2

I've been trying to write an simulate a toggle flip-flop for a while now. I can't find anything wrong with my code here, but for some reason when I simulate it, the output toggles on the falling edge of the clock instead of the rising edge. Is there a mistake that I've missed?

library IEEE;
use IEEE.STD_LOGIC_1164.ALL;

entity TFF is
  Port (EN, T, CLK : in std_logic; 
        Q : out std_logic);
end TFF;

architecture Behavioral of TFF is

signal temp_q : std_logic := '0';

begin
    proc1 : process (EN, T, CLK)
    begin
        if EN = '1' then
            if rising_edge(CLK) then
                if T = '1' then temp_q <= (not temp_q);
                else temp_q <= temp_q; end if;
            end if;
        else Q <= temp_q; end if;
        Q <= temp_q;
    end process proc1;
end Behavioral;
Kyle
  • 25
  • 5
  • I think you would benefit from a more consistent code indentation style. – scary_jeff May 22 '18 at 08:17
  • Can you please add your test bench? – JHBonarius May 22 '18 at 08:28
  • by the way, apart from all the better solutions proposed, you could also fix this by adding `temp_q` to the process sensitivity list. – JHBonarius May 22 '18 at 08:29
  • 1
    Possible duplicate of [Flip flop implementation with process. \[VHDL\]](https://stackoverflow.com/questions/17659138/flip-flop-implementation-with-process-vhdl) –  May 22 '18 at 09:11
  • 1
    Besides either needing q_temp in the sensitivity list as JHBonarius suggests or moving the the assignment to Q to it's own process/concurrent statement, you don't need T in the sensitivity list. It's inside the if statement with the rising edge condition. –  May 22 '18 at 09:19

2 Answers2

2

It toggles on falling edge, because in rising_edge it uses old value of temp_q (remember, that assigning to signals is NOT done at once, it is scheduled, and done at the end of the process), and because you have assignment outside of rising_edge() if, it is done on falling edge.
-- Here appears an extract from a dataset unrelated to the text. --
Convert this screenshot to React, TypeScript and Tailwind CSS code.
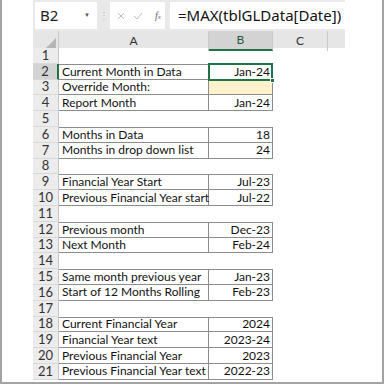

You shouldn't have anything outside rising_edge() if. This process launches every time clock edge changes, so also on falling edge. You also don't need anything apart from CLK on the sensitivity list. Assigning to Q also does not has to be done in process - it can be done concurrently. You can also move temp_q <= temp_q; to the beginning of the process body, so it will be always scheduled, and in case of T = '0' it will be inverted. Lastly, you should first check for rising_edge, and then for clock enable.

library IEEE;
use IEEE.STD_LOGIC_1164.ALL;

entity TFF is
  Port (EN, T, CLK : in std_logic; 
        Q : out std_logic);
end TFF;

architecture Behavioral of TFF is

signal temp_q : std_logic := '0';

begin

Q <= temp_q;

    proc1 : process (CLK)
    begin
        if rising_edge(CLK) then
            if EN = '1' then

                temp_q <= temp_q;

                if T = '1' then 
                    temp_q <= not temp_q;
                end if;

            end if;
        end if;
    end process proc1;
end Behavioral;
Staszek
  • 849
  • 11
  • 28
0

You're assigning Q <= temp_q whenever the process is called, means one of the signals in the sensitivity list changes. This means your assigning temp_q <= not(temp_q) or temp_q <= temp_q respectively on the rising edge of the clock and then assign that value to Q on the falling edge as this is when the process is run the next time. The thing would look even stranger when synthesized as it's asynchronous.

I'm not a hundred percent sure what you want to achieve. If you want a complete synchronous design then your if rising_edge(CLK) should be the top IF statement. Further the T signal is not required in the sensitivity list as a change of this signal does not affect any output signal directly.

po.pe
  • 1,047
  • 1
  • 12
  • 27